> [Work required]:
Tally the lines in the listing below that contain "Convert" and report the tally alone.

> [Exercise material]:
=====
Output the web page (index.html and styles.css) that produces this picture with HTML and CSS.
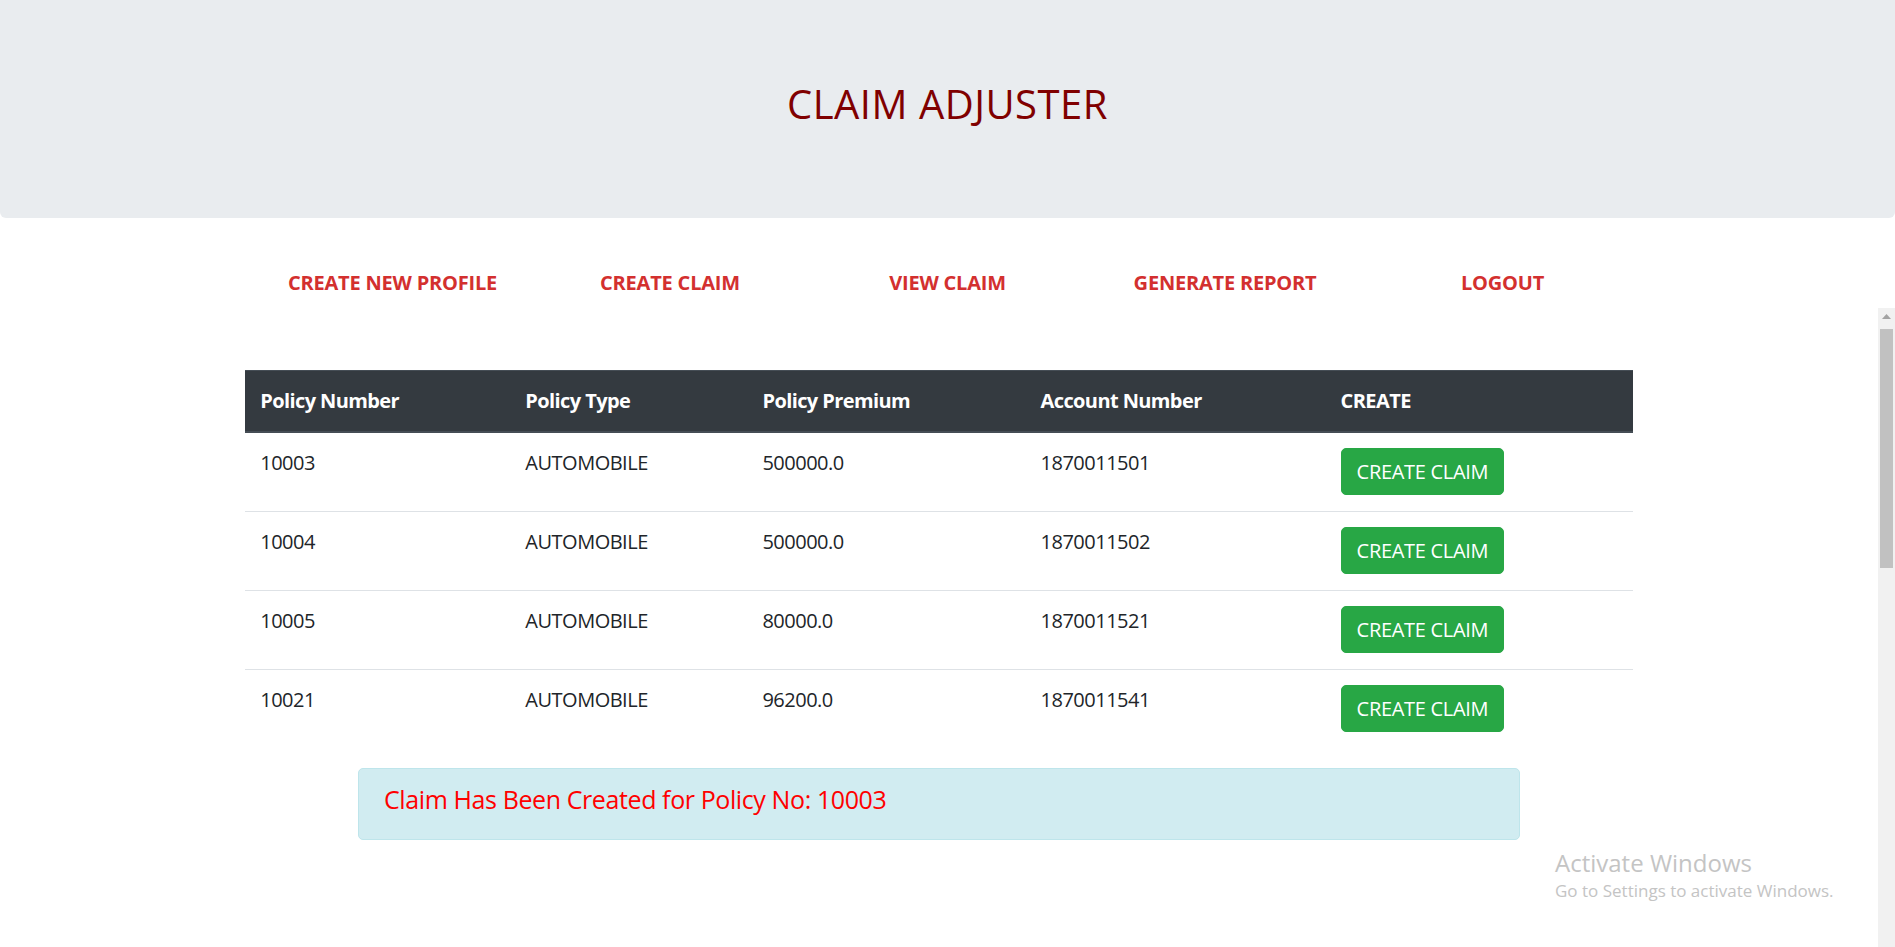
FILE: index.html
```html
<!DOCTYPE html>
<html lang="en">
<head>
<meta charset="utf-8">
<title>Claim Adjuster</title>
<link rel="stylesheet" href="styles.css">
</head>
<body>
<header class="jumbotron">
  <h1 class="title">CLAIM ADJUSTER</h1>
</header>
<nav class="topnav">
  <a class="nav-link" href="#">CREATE NEW PROFILE</a>
  <a class="nav-link" href="#">CREATE CLAIM</a>
  <a class="nav-link" href="#">VIEW CLAIM</a>
  <a class="nav-link" href="#">GENERATE REPORT</a>
  <a class="nav-link" href="#">LOGOUT</a>
</nav>
<div class="lower">
  <main class="content">
    <div class="container">
      <table class="table">
        <colgroup>
          <col class="c1"><col class="c2"><col class="c3"><col class="c4"><col class="c5">
        </colgroup>
        <thead>
          <tr><th>Policy Number</th><th>Policy Type</th><th>Policy Premium</th><th>Account Number</th><th>CREATE</th></tr>
        </thead>
        <tbody>
          <tr><td>10003</td><td>AUTOMOBILE</td><td>500000.0</td><td>1870011501</td><td><button class="btn">CREATE CLAIM</button></td></tr>
          <tr><td>10004</td><td>AUTOMOBILE</td><td>500000.0</td><td>1870011502</td><td><button class="btn">CREATE CLAIM</button></td></tr>
          <tr><td>10005</td><td>AUTOMOBILE</td><td>80000.0</td><td>1870011521</td><td><button class="btn">CREATE CLAIM</button></td></tr>
          <tr><td>10021</td><td>AUTOMOBILE</td><td>96200.0</td><td>1870011541</td><td><button class="btn">CREATE CLAIM</button></td></tr>
        </tbody>
      </table>
    </div>
    <div class="alert">
      <h5 class="alert-text">Claim Has Been Created for Policy No: 10003</h5>
    </div>
  </main>
  <div class="scrollbar">
    <div class="sb-up"><svg width="9" height="5" viewBox="0 0 9 5"><path d="M0 5 L4.5 0 L9 5 Z" fill="#a3a3a3"/></svg></div>
    <div class="sb-thumb"></div>
  </div>
</div>
<div class="watermark">
  <div class="wm-title">Activate Windows</div>
  <div class="wm-sub">Go to Settings to activate Windows.</div>
</div>
</body>
</html>
```
FILE: styles.css
```css
* { box-sizing: border-box; }
html, body {
  margin: 0;
  height: 947px;
  overflow: hidden;
}
body {
  font-family: "Segoe UI", "Open Sans", sans-serif;
  font-size: 20px;
  line-height: 1.5;
  color: #212529;
  background: #fff;
  position: relative;
}
.jumbotron {
  background: #e9ecef;
  padding: 80px 40px;
  margin-bottom: 40px;
  border-radius: 0 0 6px 6px;
  text-align: center;
}
.title {
  margin: 0 0 10px;
  font-size: 40px;
  font-weight: 400;
  line-height: 1.2;
  letter-spacing: 0.5px;
  color: #800000;
}
.topnav {
  width: 1387.5px;
  margin: 0 auto;
  display: grid;
  grid-template-columns: repeat(5, 1fr);
}
.nav-link {
  display: block;
  padding: 10px 0;
  text-align: center;
  color: #d3302f;
  font-weight: 700;
  letter-spacing: -0.2px;
  text-decoration: none;
}
.lower {
  display: flex;
  height: 640px;
}
.content {
  flex: 1;
  padding-top: 62px;
}
.container {
  width: 1425px;
  margin: 0 auto;
  padding: 0 18.75px;
}
.table {
  width: 100%;
  border-collapse: collapse;
  table-layout: fixed;
  margin-bottom: 20px;
}
.c1 { width: 265px; }
.c2 { width: 237px; }
.c3 { width: 278px; }
.c4 { width: 300px; }
.c5 { width: 307px; }
.table th, .table td {
  padding: 15px 15px 16px;
  text-align: left;
  vertical-align: top;
  border-top: 1px solid #dee2e6;
  letter-spacing: -0.5px;
}
.table thead th {
  padding: 15px;
  background: #343a40;
  color: #fff;
  font-weight: 700;
  letter-spacing: -0.6px;
  border-top: 1px solid #454d55;
  border-bottom: 2px solid #454d55;
}
.btn {
  font-family: inherit;
  font-size: 20px;
  line-height: 30px;
  letter-spacing: -0.3px;
  padding: 7.5px 15px;
  color: #fff;
  background: #28a745;
  border: 1px solid #28a745;
  border-radius: 5px;
  cursor: pointer;
}
.alert {
  width: 1162px;
  margin: 0 auto;
  padding: 15px 25px;
  background: #d1ecf1;
  border: 1px solid #bee5eb;
  border-radius: 5px;
}
.alert-text {
  margin: 0 0 10px;
  font-size: 25px;
  font-weight: 400;
  line-height: 1.2;
  letter-spacing: -0.4px;
  color: #ff0000;
}
.scrollbar {
  width: 17px;
  background: #f1f1f1;
  display: flex;
  flex-direction: column;
  align-items: center;
}
.sb-up {
  height: 17px;
  width: 17px;
  display: flex;
  align-items: center;
  justify-content: center;
}
.sb-thumb {
  margin-top: 4px;
  width: 13px;
  height: 239px;
  background: #c1c1c1;
}
.watermark {
  position: absolute;
  left: 1555px;
  top: 846px;
  color: #c4c4c4;
  pointer-events: none;
}
.wm-title {
  font-size: 24px;
  line-height: 34px;
}
.wm-sub {
  font-size: 17px;
  line-height: 22px;
}
```
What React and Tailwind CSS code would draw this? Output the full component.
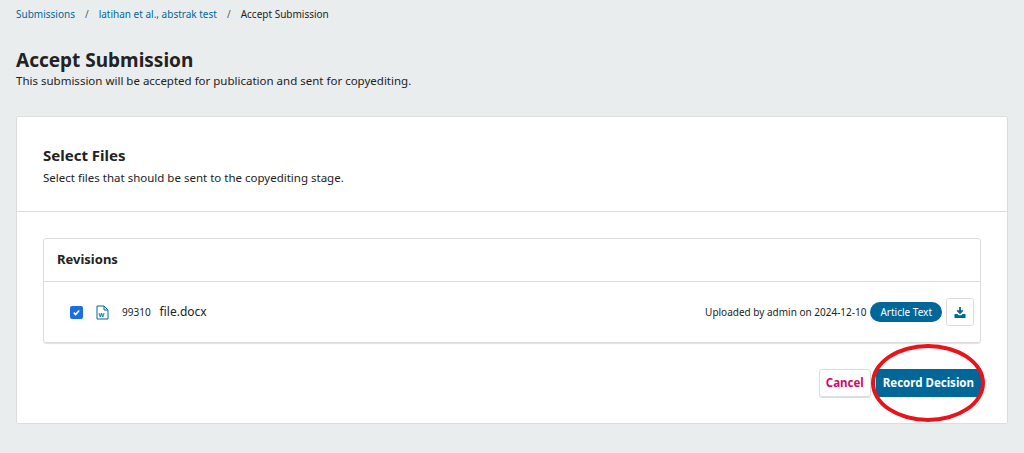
export default function App() {
  return (
    <div className="min-h-[453px] bg-[#eaedee] text-[#222] pb-[27px]" style={{ fontFamily: '"Noto Sans", sans-serif' }}>
      <div className="px-4 h-[28px] flex items-center gap-[10px] text-[10px]">
        <span className="text-[#006798]">Submissions</span>
        <span className="text-[#555]">/</span>
        <span className="text-[#006798]">latihan et al., abstrak test</span>
        <span className="text-[#555]">/</span>
        <span>Accept Submission</span>
      </div>
      <div className="px-4 pt-[19px]">
        <h1 className="text-[19px] font-bold leading-[26px]">Accept Submission</h1>
        <p className="text-[11.5px] leading-[16px]">This submission will be accepted for publication and sent for copyediting.</p>
      </div>
      <div className="mx-4 mt-[27px] bg-white border border-[#ddd] rounded-[2px]">
        <div className="px-[26px] pt-[27px] pb-[25px] border-b border-[#ddd]">
          <h2 className="text-[15px] font-bold leading-[22px]">Select Files</h2>
          <p className="text-[11.5px] leading-[16px] mt-[4px]">Select files that should be sent to the copyediting stage.</p>
        </div>
        <div className="px-[26px] pt-[26px]">
          <div className="border border-[#ddd] rounded-[3px] shadow-[0_1px_1px_rgba(0,0,0,0.12)]">
            <div className="h-[43px] px-[13px] flex items-center border-b border-[#ddd] text-[13px] font-bold">Revisions</div>
            <div className="h-[60px] flex items-center pl-[26px] pr-[6px]">
              <span className="w-[13px] h-[13px] rounded-[2px] bg-[#1a6fe0] flex items-center justify-center">
                <svg width="9" height="9" viewBox="0 0 10 10"><path d="M2 5.2l2 2 4-4.5" stroke="white" strokeWidth="1.8" fill="none"/></svg>
              </span>
              <svg className="ml-[13px]" width="13" height="15" viewBox="0 0 13 15">
                <path d="M1 1h7l4 4v9H1z" fill="none" stroke="#006798" strokeWidth="1"/>
                <path d="M8 1v4h4" fill="none" stroke="#006798" strokeWidth="1"/>
                <text x="2.5" y="12" fontSize="6" fill="#006798" fontWeight="bold">W</text>
              </svg>
              <span className="ml-[13px] text-[10px]">99310</span>
              <span className="ml-[9px] text-[12px]">file.docx</span>
              <span className="ml-auto text-[10px]">Uploaded by admin on 2024-12-10</span>
              <span className="ml-[4px] h-[20px] px-[10px] rounded-full bg-[#006798] text-white text-[10px] flex items-center">Article Text</span>
              <span className="ml-[4px] w-[28px] h-[28px] border border-[#ddd] rounded-[3px] flex items-center justify-center">
                <svg width="12" height="11" viewBox="0 0 12 11"><path d="M6 0v5.5M3.3 3.3L6 6l2.7-2.7" stroke="#006798" strokeWidth="1.8" fill="none"/><path d="M0.5 7h3l1 1.3h3l1-1.3h3V11H0.5z" fill="#006798"/></svg>
              </span>
            </div>
          </div>
        </div>
        <div className="flex justify-end gap-[5px] px-[26px] pt-[26px] pb-[26px]">
          <button className="h-[28px] px-[6px] border border-[#ddd] rounded-[3px] text-[#d00a6c] text-[11.5px] font-bold shadow-[0_1px_0_#ddd]">Cancel</button>
          <div className="relative">
            <button className="h-[28px] px-[7px] rounded-[3px] bg-[#006798] text-white text-[11.5px] font-bold">Record Decision</button>
            <div className="absolute left-[-5px] top-[-25px] w-[114px] h-[78px] rounded-[50%] border-[4px] border-[#e8141a]"></div>
          </div>
        </div>
      </div>
    </div>
  );
}
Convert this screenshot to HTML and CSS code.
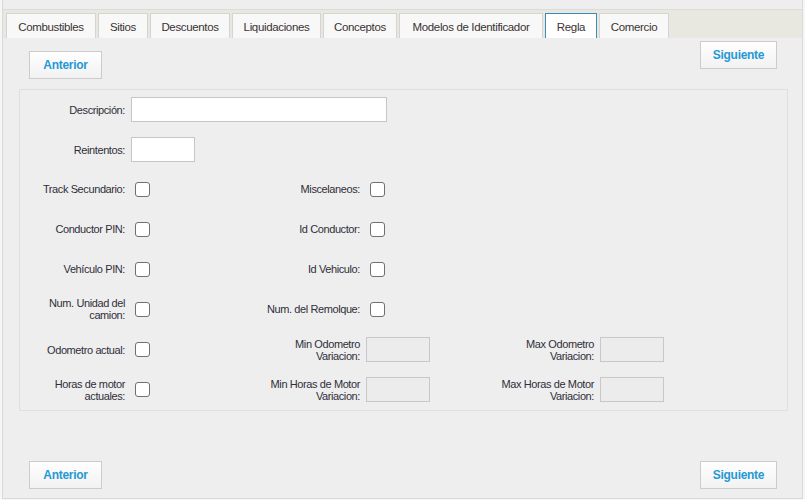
FILE: index.html
```html
<!DOCTYPE html>
<html lang="es">
<head>
<meta charset="utf-8">
<title>Regla</title>
<link rel="stylesheet" href="styles.css">
</head>
<body>
<div class="panel">
  <ul class="tabs">
    <li class="tab tab-combustibles">Combustibles</li>
    <li class="tab tab-sitios">Sitios</li>
    <li class="tab tab-descuentos">Descuentos</li>
    <li class="tab tab-liquidaciones">Liquidaciones</li>
    <li class="tab tab-conceptos">Conceptos</li>
    <li class="tab tab-modelos">Modelos de Identificador</li>
    <li class="tab tab-regla active">Regla</li>
    <li class="tab tab-comercio">Comercio</li>
  </ul>
  <div class="nav nav-top">
    <button class="btn btn-prev">Anterior</button>
    <button class="btn btn-next">Siguiente</button>
  </div>
  <div class="form">
    <div class="row">
      <div class="cell cell-full"><label class="lbl">Descripción:</label><input class="txt txt-wide" type="text"></div>
    </div>
    <div class="row">
      <div class="cell"><label class="lbl">Reintentos:</label><input class="txt txt-small" type="text"></div>
    </div>
    <div class="row">
      <div class="cell"><label class="lbl">Track Secundario:</label><input class="chk" type="checkbox"></div>
      <div class="cell"><label class="lbl">Miscelaneos:</label><input class="chk" type="checkbox"></div>
    </div>
    <div class="row">
      <div class="cell"><label class="lbl">Conductor PIN:</label><input class="chk" type="checkbox"></div>
      <div class="cell"><label class="lbl">Id Conductor:</label><input class="chk" type="checkbox"></div>
    </div>
    <div class="row">
      <div class="cell"><label class="lbl">Vehículo PIN:</label><input class="chk" type="checkbox"></div>
      <div class="cell"><label class="lbl">Id Vehiculo:</label><input class="chk" type="checkbox"></div>
    </div>
    <div class="row">
      <div class="cell"><label class="lbl">Num. Unidad del camion:</label><input class="chk" type="checkbox"></div>
      <div class="cell"><label class="lbl">Num. del Remolque:</label><input class="chk" type="checkbox"></div>
    </div>
    <div class="row">
      <div class="cell"><label class="lbl">Odometro actual:</label><input class="chk" type="checkbox"></div>
      <div class="cell"><label class="lbl">Min Odometro Variacion:</label><input class="txt txt-small" type="text" disabled></div>
      <div class="cell"><label class="lbl">Max Odometro Variacion:</label><input class="txt txt-small" type="text" disabled></div>
    </div>
    <div class="row">
      <div class="cell"><label class="lbl">Horas de motor actuales:</label><input class="chk" type="checkbox"></div>
      <div class="cell"><label class="lbl">Min Horas de Motor Variacion:</label><input class="txt txt-small" type="text" disabled></div>
      <div class="cell"><label class="lbl">Max Horas de Motor Variacion:</label><input class="txt txt-small" type="text" disabled></div>
    </div>
  </div>
  <div class="nav nav-bottom">
    <button class="btn btn-prev">Anterior</button>
    <button class="btn btn-next">Siguiente</button>
  </div>
</div>
</body>
</html>
```

FILE: styles.css
```css
html, body {
  margin: 0;
  padding: 0;
}
body {
  background: #f6f6f6;
  padding: 0 2px;
  font-family: "Liberation Sans", Arial, sans-serif;
  color: #333;
}
.panel {
  background: #eeeeee;
  border: 1px solid #d9d9d9;
  border-top: 0;
  padding: 9px 0 9px;
  height: 499px;
  box-sizing: border-box;
}
.tabs {
  list-style: none;
  margin: 0;
  padding: 3px 0 0 3px;
  border-top: 1px solid #dcdcd6;
  background: #e8e8e0;
  display: flex;
  gap: 2px;
  height: 25px;
}
.tab {
  height: 25px;
  box-sizing: border-box;
  padding: 1px 0 0;
  text-align: center;
  border: 1px solid #d4d4d0;
  border-bottom: 0;
  background: #f8f8f8;
  font-size: 11.5px;
  letter-spacing: -0.35px;
  line-height: 24px;
  color: #3a3333;
  white-space: nowrap;
}
.tab-combustibles { width: 90px; }
.tab-sitios { width: 50px; }
.tab-descuentos { width: 80px; }
.tab-liquidaciones { width: 89px; }
.tab-conceptos { width: 74px; }
.tab-modelos { width: 144px; }
.tab-regla { width: 52px; }
.tab-comercio { width: 70px; }
.tab.active {
  background: #ffffff;
  border-color: #3b8db6;
}
.nav {
  display: flex;
  justify-content: space-between;
  align-items: flex-start;
  padding: 0 25px 0 26px;
}
.nav-top .btn-prev {
  margin-top: 13px;
}
.nav-top .btn-next {
  margin-top: 3px;
}
.nav-bottom {
  margin-top: 50px;
}
.btn {
  height: 28px;
  padding: 0;
  border: 1px solid #cccccc;
  background: linear-gradient(#ffffff, #f2f2f2);
  color: #2599d4;
  font-family: "Liberation Sans", Arial, sans-serif;
  font-weight: bold;
  font-size: 12px;
  letter-spacing: -0.3px;
  cursor: pointer;
}
.btn-prev {
  width: 73px;
}
.btn-next {
  width: 77px;
}
.form {
  margin: 10px 14px 0 16px;
  border: 1px solid #e0e0d8;
  padding: 7px 0 9px;
  display: flex;
  flex-direction: column;
  gap: 16px;
}
.row {
  display: grid;
  grid-template-columns: 235px 234px auto;
  height: 24px;
}
.cell {
  display: flex;
  align-items: center;
}
.cell-full {
  grid-column: 1 / -1;
}
.lbl {
  width: 105px;
  flex: none;
  margin-right: 6px;
  text-align: right;
  font-size: 11px;
  letter-spacing: -0.4px;
  line-height: 12px;
  color: #2f2f3a;
}
.txt {
  box-sizing: border-box;
  height: 25px;
  margin: 0;
  border: 1px solid #c6c6c6;
  background: #ffffff;
  padding: 0 4px;
}
.txt-wide {
  width: 256px;
}
.txt-small {
  width: 64px;
}
.txt:disabled {
  background: #ececec;
  border-color: #c8c8c8;
}
.chk {
  appearance: none;
  -webkit-appearance: none;
  box-sizing: border-box;
  width: 15px;
  height: 15px;
  margin: 0 0 0 4px;
  border: 1px solid #707070;
  border-radius: 3px;
  background: #ffffff;
}
```
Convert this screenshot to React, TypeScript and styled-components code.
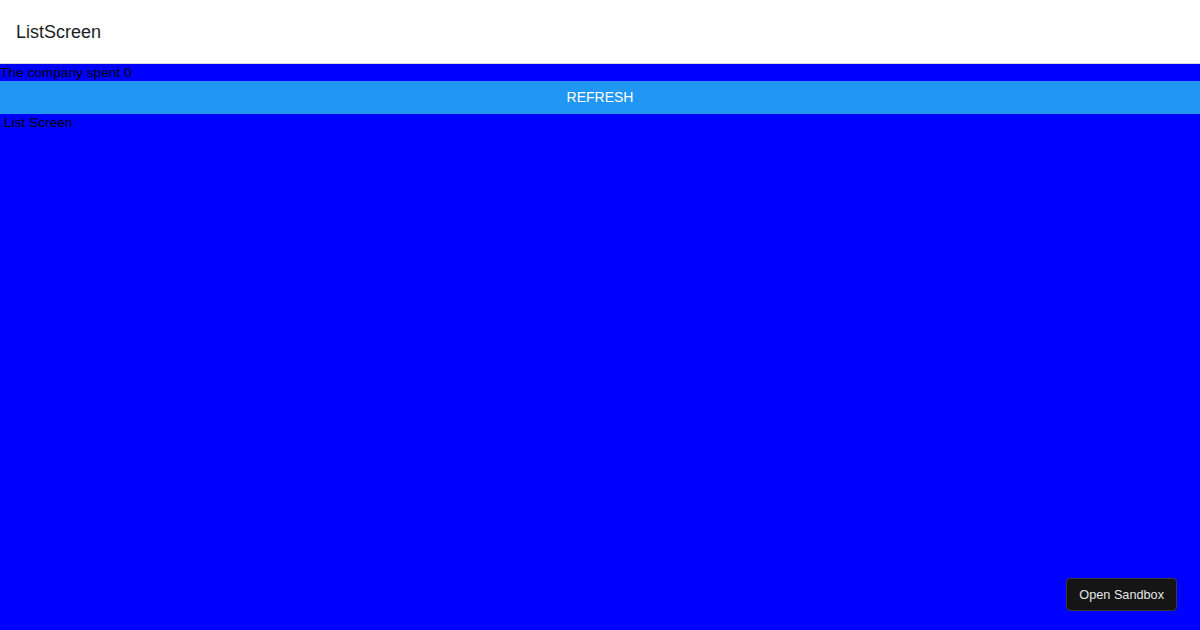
import React, { useState } from 'react';
import styled, { createGlobalStyle } from 'styled-components';

const GlobalStyle = createGlobalStyle`
  html, body {
    margin: 0;
    padding: 0;
    height: 100%;
  }
  body {
    font-family: "Liberation Sans", Arial, sans-serif;
  }
  #root {
    height: 100%;
  }
`;

const Screen = styled.div`
  display: flex;
  flex-direction: column;
  width: 100%;
  height: 100vh;
  position: relative;
`;

const Header = styled.header`
  height: 64px;
  flex-shrink: 0;
  background-color: #fff;
  border-bottom: 1px solid #d8d8d8;
  display: flex;
  align-items: center;
  padding: 2px 16px 0;
  box-sizing: border-box;
`;

const HeaderTitle = styled.h1`
  margin: 0;
  font-size: 18px;
  font-weight: 400;
  color: #1c1c1e;
`;

const Body = styled.main`
  flex: 1;
  background-color: #0000ff;
  display: flex;
  flex-direction: column;
`;

const Line = styled.div<{ $indent?: number }>`
  font-size: 13.7px;
  line-height: 17px;
  color: #000;
  padding-left: ${p => p.$indent ?? 0}px;
`;

const RefreshButton = styled.button`
  height: 33px;
  width: 100%;
  border: none;
  padding: 0 0 1px;
  background-color: #2196f3;
  color: #fff;
  font-family: inherit;
  font-size: 14px;
  text-transform: uppercase;
  cursor: pointer;
`;

const SandboxButton = styled.button`
  position: absolute;
  right: 23px;
  bottom: 19px;
  height: 33px;
  padding: 0 12px;
  background-color: #151515;
  border: 1px solid #3a3a3a;
  border-radius: 4px;
  color: #e6e6e6;
  font-family: inherit;
  font-size: 12.7px;
  cursor: pointer;
`;

export default function App() {
  const [spent, setSpent] = useState(0);

  return (
    <Screen>
      <GlobalStyle />
      <Header>
        <HeaderTitle>ListScreen</HeaderTitle>
      </Header>
      <Body>
        <Line>The company spent {spent}</Line>
        <RefreshButton onClick={() => setSpent(0)}>Refresh</RefreshButton>
        <Line $indent={4}>List Screen</Line>
      </Body>
      <SandboxButton>Open Sandbox</SandboxButton>
    </Screen>
  );
}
=====
> [Response]:
2